Furthermore, there is a risk that the reference to data protection legislation could be misconstrued as consent always being necessary, even, for example, in the case of an intermediary communicating payment default information to credit bureaus. The latter is information which is needed to safeguard financial stability and for which consent is not necessary. It should be clarified that the reference to consent relates to personal information such as the causes of default.
As an additional consideration here, in some Member States, mortgage lenders operate on the internet and do not have branches, meaning that it is impossible to fill a physical meeting requirement. We would therefore suggest that “meetings” be replaced by “dialogue”.
Draft Guideline 2.3: The exact aim and meaning of this requirement is not clear i.e. whether it refers to the debt collection being tactful and appropriate, or something else.
Draft Guidelines 3.1-3.4:
These draft guidelines appear to impose new obligations at both a procedural and information level that are not contained within the MCD and do not appear to reflect the aim of Art. 28 of the Directive. As an example of this, 3.1 covers borrowers’ pre-arrears and 3.4(b) imposes a new information disclosure requirement on creditors, in addition to the already extensive information requirements under the MCD. A credit institution will not necessarily have expertise in this area and therefore should not be obliged to provide such information. Rather, this information should be provided by the public instances themselves via the internet.
Furthermore, the requirement to establish policies and procedures for the engagement of consumers already in payment difficulty is covered under guideline 1.2, meaning that there is unnecessary duplication in 3.1.
Finally, it should be clarified in the guidelines that creditors should not be responsible for debt counselling; rather this should be left to local public initiatives.
Draft Guideline 4.1:
The EBIC would like to underline that the majority of cases where borrowers face difficulties in repaying their loans are solved amicably based on lender forbearance. However, this draft guideline appears to oblige banks to accord concessions to consumers in arrears/past due. There is a need to clarify that there is no obligation for creditors to exercise forbearance or to make concessions and the EBIC has a number of strong concerns regarding any obligations in this. Firstly, this could result in borrowers purposely not paying their instalments in the knowledge that they will receive concessions. Secondly, this could have a significant impact on risk-weighted assets, thus increasing the costs of mortgage loans and the risk of credit crunch phenomena. In the event of financial difficulty, there should be an obligation on borrowers to provide detailed financial information, which the lender can assess to ensure that the mortgage is sustainable. Where it is not deemed to be sustainable, the lender should be retain the right to decide not to offer forbearance and proceed to a different solution i.e. voluntary sale, enforcement etc., while the borrower may enter an insolvency arrangement or bankruptcy as a last resort.
As an additional observation regarding bankruptcy/insolvency law: In the event that – despite the creditor’s and consumer’s best efforts – the consumer has to file for insolvency, prior creditor concessions could be interpreted as evidence of the creditors’ knowledge of an impending default.

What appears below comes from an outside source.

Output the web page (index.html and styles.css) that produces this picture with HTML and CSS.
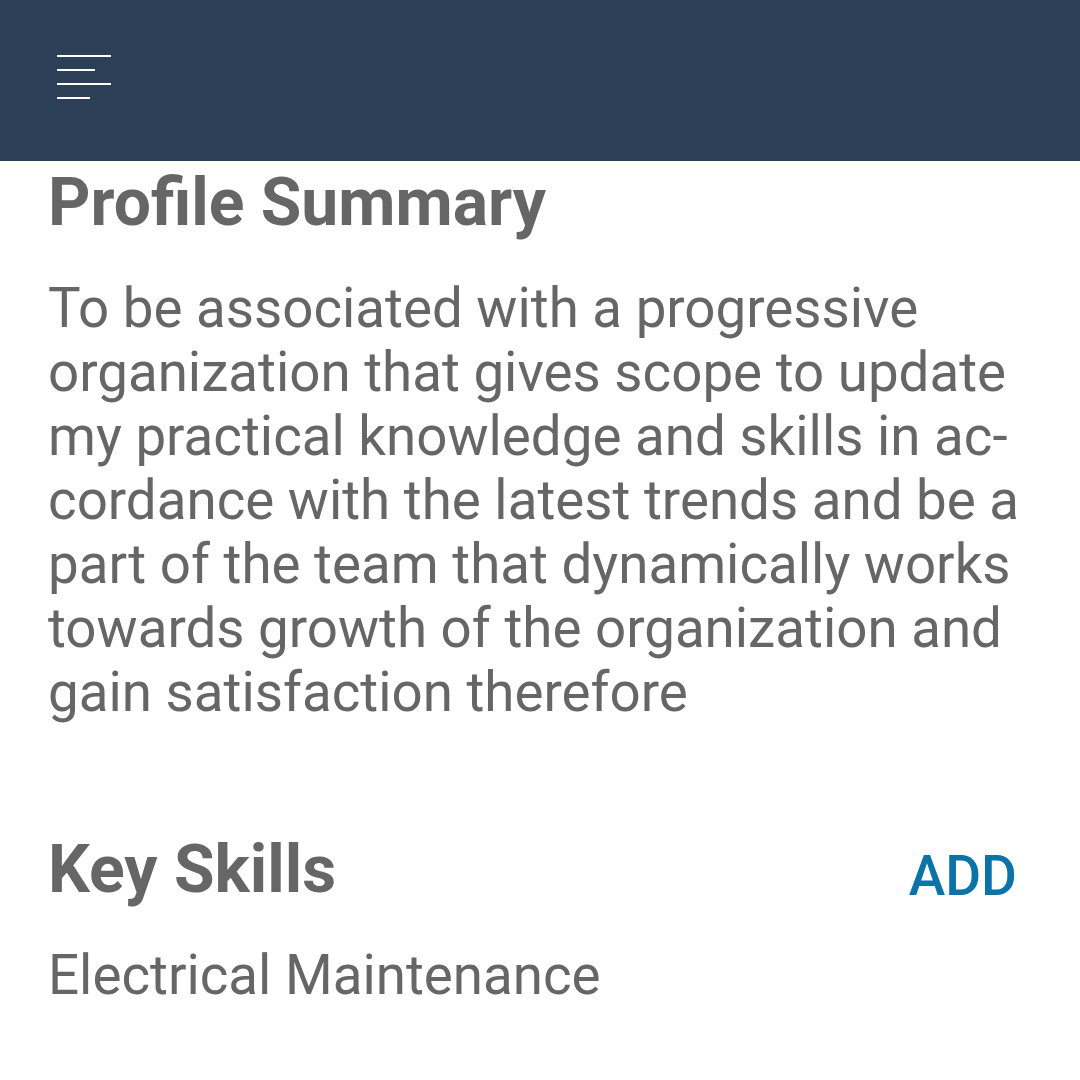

This could result in the creditor being obliged to repay each payment on the credit. To avoid such a scenario, creditors might feel the need to enforce the loan comparatively early, which would also not be in the consumers’ interests.

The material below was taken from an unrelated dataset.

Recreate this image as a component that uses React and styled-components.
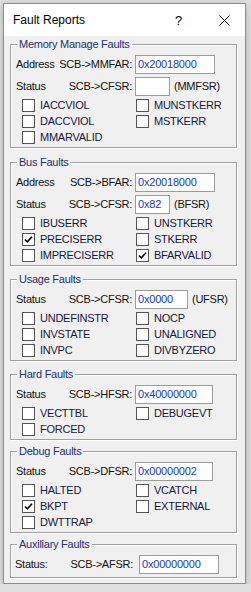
import React from 'react';
import styled, { createGlobalStyle } from 'styled-components';

const GlobalStyle = createGlobalStyle`
  html, body {
    margin: 0;
    padding: 0;
    background: #e1e1e1;
  }
  body {
    font-family: "Liberation Sans", Arial, sans-serif;
    font-size: 11px;
    letter-spacing: -0.25px;
    color: #111;
  }
`;

const Window = styled.div`
  margin: 3px 0 0 3px;
  width: 243px;
  height: 581px;
  box-sizing: border-box;
  border: 1px solid #8c8c8c;
  background: #f0f0f0;
  box-shadow: 0 2px 8px rgba(0, 0, 0, 0.25);
  display: flex;
  flex-direction: column;
`;

const TitleBar = styled.div`
  height: 32px;
  flex-shrink: 0;
  background: #fff;
  display: flex;
  align-items: center;
  padding-left: 9px;
`;

const Title = styled.div`
  flex: 1;
  font-size: 12px;
  letter-spacing: 0;
  color: #000;
`;

const HelpButton = styled.span`
  font-size: 13px;
  color: #000;
  margin-right: 37px;
`;

const CloseButton = styled.svg`
  width: 11px;
  height: 11px;
  margin-right: 15px;
`;

const Body = styled.div`
  padding: 8px 8px 0 6px;
  display: flex;
  flex-direction: column;
`;

const Group = styled.div`
  position: relative;
  margin-top: ${(p) => p.$mt || 0}px;
  border: 1px solid #a0a0a0;
  box-shadow: inset 1px 1px 0 #fff, 1px 1px 0 #fff;
  padding: 8px 0 2px;
`;

const Legend = styled.span`
  position: absolute;
  top: -8px;
  left: 6px;
  padding: 0 2px;
  line-height: 14px;
  background: #f0f0f0;
  color: #1c3275;
`;

const FieldRow = styled.div`
  height: 22px;
  display: flex;
  align-items: center;
  padding-left: ${(p) => p.$pl ?? 5}px;
`;

const LabelCell = styled.div`
  width: ${(p) => p.$w || 116}px;
  display: flex;
  justify-content: space-between;
  white-space: nowrap;
`;

const ValueBox = styled.div`
  margin-left: ${(p) => p.$ml || 3}px;
  width: ${(p) => p.$w}px;
  height: 19px;
  box-sizing: border-box;
  border: 1px solid #9c9c9c;
  background: #fff;
  color: #1733d6;
  padding-left: 2px;
  line-height: 17px;
  font-size: 11px;
  letter-spacing: -0.2px;
  overflow: hidden;
`;

const Suffix = styled.span`
  margin-left: 4px;
`;

const CheckGrid = styled.div`
  display: grid;
  grid-template-columns: 114px 1fr;
  grid-auto-rows: 16px;
  padding-left: 11px;
`;

const CheckItem = styled.label`
  display: flex;
  align-items: center;
  color: #16183e;
  white-space: nowrap;
`;

const Box = styled.span`
  width: 13px;
  height: 13px;
  box-sizing: border-box;
  border: 1px solid #555;
  background: #fff;
  display: flex;
  align-items: center;
  justify-content: center;
  margin-right: 5px;
`;

function CheckBox({ label, checked }) {
  return (
    <CheckItem>
      <Box>
        {checked && (
          <svg width="11" height="11" viewBox="0 0 11 11">
            <path d="M2 5.5 L4.3 7.8 L9 2.8" fill="none" stroke="#000" strokeWidth="1.6" />
          </svg>
        )}
      </Box>
      {label}
    </CheckItem>
  );
}

function Field({ name, reg, value, width, suffix, labelWidth, pl, ml }) {
  return (
    <FieldRow $pl={pl}>
      <LabelCell $w={labelWidth}>
        <span>{name}</span>
        <span>{reg}</span>
      </LabelCell>
      <ValueBox $w={width} $ml={ml}>{value}</ValueBox>
      {suffix && <Suffix>{suffix}</Suffix>}
    </FieldRow>
  );
}

const groups = [
  {
    title: 'Memory Manage Faults',
    mt: 0,
    fields: [
      { name: 'Address', reg: 'SCB->MMFAR:', value: '0x20018000', width: 80 },
      { name: 'Status', reg: 'SCB->CFSR:', value: '', width: 35, suffix: '(MMFSR)' },
    ],
    checks: [['IACCVIOL'], ['MUNSTKERR'], ['DACCVIOL'], ['MSTKERR'], ['MMARVALID']],
  },
  {
    title: 'Bus Faults',
    mt: 14,
    fields: [
      { name: 'Address', reg: 'SCB->BFAR:', value: '0x20018000', width: 80 },
      { name: 'Status', reg: 'SCB->CFSR:', value: '0x82', width: 35, suffix: '(BFSR)' },
    ],
    checks: [['IBUSERR'], ['UNSTKERR'], ['PRECISERR', true], ['STKERR'], ['IMPRECISERR'], ['BFARVALID', true]],
  },
  {
    title: 'Usage Faults',
    mt: 13,
    fields: [{ name: 'Status', reg: 'SCB->CFSR:', value: '0x0000', width: 53, suffix: '(UFSR)' }],
    checks: [['UNDEFINSTR'], ['NOCP'], ['INVSTATE'], ['UNALIGNED'], ['INVPC'], ['DIVBYZERO']],
  },
  {
    title: 'Hard Faults',
    mt: 13,
    fields: [{ name: 'Status', reg: 'SCB->HFSR:', value: '0x40000000', width: 78 }],
    checks: [['VECTTBL'], ['DEBUGEVT'], ['FORCED']],
  },
  {
    title: 'Debug Faults',
    mt: 11,
    fields: [{ name: 'Status', reg: 'SCB->DFSR:', value: '0x00000002', width: 78 }],
    checks: [['HALTED'], ['VCATCH'], ['BKPT', true], ['EXTERNAL'], ['DWTTRAP']],
  },
  {
    title: 'Auxiliary Faults',
    mt: 11,
    fields: [
      { name: 'Status:', reg: 'SCB->AFSR:', value: '0x00000000', width: 80, labelWidth: 118, pl: 4, ml: 6 },
    ],
    checks: [],
  },
];

export default function App() {
  return (
    <>
      <GlobalStyle />
      <Window>
        <TitleBar>
          <Title>Fault Reports</Title>
          <HelpButton>?</HelpButton>
          <CloseButton viewBox="0 0 11 11">
            <path d="M0.5 0.5 L10.5 10.5 M10.5 0.5 L0.5 10.5" stroke="#000" strokeWidth="1" />
          </CloseButton>
        </TitleBar>
        <Body>
          {groups.map((g) => (
            <Group key={g.title} $mt={g.mt}>
              <Legend>{g.title}</Legend>
              {g.fields.map((f) => (
                <Field key={f.reg} {...f} />
              ))}
              {g.checks.length > 0 && (
                <CheckGrid>
                  {g.checks.map(([label, checked]) => (
                    <CheckBox key={label} label={label} checked={checked} />
                  ))}
                </CheckGrid>
              )}
            </Group>
          ))}
        </Body>
      </Window>
    </>
  );
}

Furthermore, the requirement on a creditor to offer total or partial refinancing of a credit agreement could present a risk of action being taken against the lender on grounds of a kind of “abusive assistance” (this notion exists in France, for example, in commercial collective actions) in the event that the borrower is still unable to meet his/repayments.
Finally, the creditor’s right of ownership and the legal principle “pacta sunt servanda” would be affected without proper justification.
Against this background it is essential that the creditor is free to make its own properly-weighted decision on which steps and – if applicable – which concessions need to be taken and accorded in each particular case. The EBIC would therefore propose the following redraft of the Guideline:
4.1 The creditor is encouraged to should take into account the individual circumstances of the consumer, the consumer’s interests and rights and his/her ability to repay when deciding on which steps/forbearance measures to take. There is however no obligation for the creditor to exercise forbearance. Forbearance measures can consist of concessions towards a consumer facing, or about to face, difficulties in meeting his/ her financial commitments. Concessions to the consumer could include:
Draft Guideline 5: The requirement on the lender to justify the reasons for the options offered to the borrower would introduce a subjective element to the explanation to be provided and furthermore present a risk that the reasons will be contested in court. It would furthermore place a significant administrative burden on the lender.
A requirement setting out the borrower’s obligation to co-operate with the lender should be included. Where a borrower does not co-operate, for example by ignoring correspondence (indicating that he/she might be unwilling rather than unable to meet repayments), then the protections under the Directive would not apply to the non-cooperating borrower and the lender should be permitted to proceed to the next stage in the process.
Also, it is important that any guidelines covering “non-primary dwelling” type residential mortgage borrowers i.e. buy-to-let borrowers, as a result of the national discretion in the MCD to include buy to let properties within the scope being applied, are formulated so that they do not either: (a) give rise to legal uncertainty or (b) unnecessarily extend mortgage resolution processes beyond the category of family homes, where contrary to buy-to-let which is a ‘discretionary’ type of ownership, the focus is keeping a roof over a family’s head.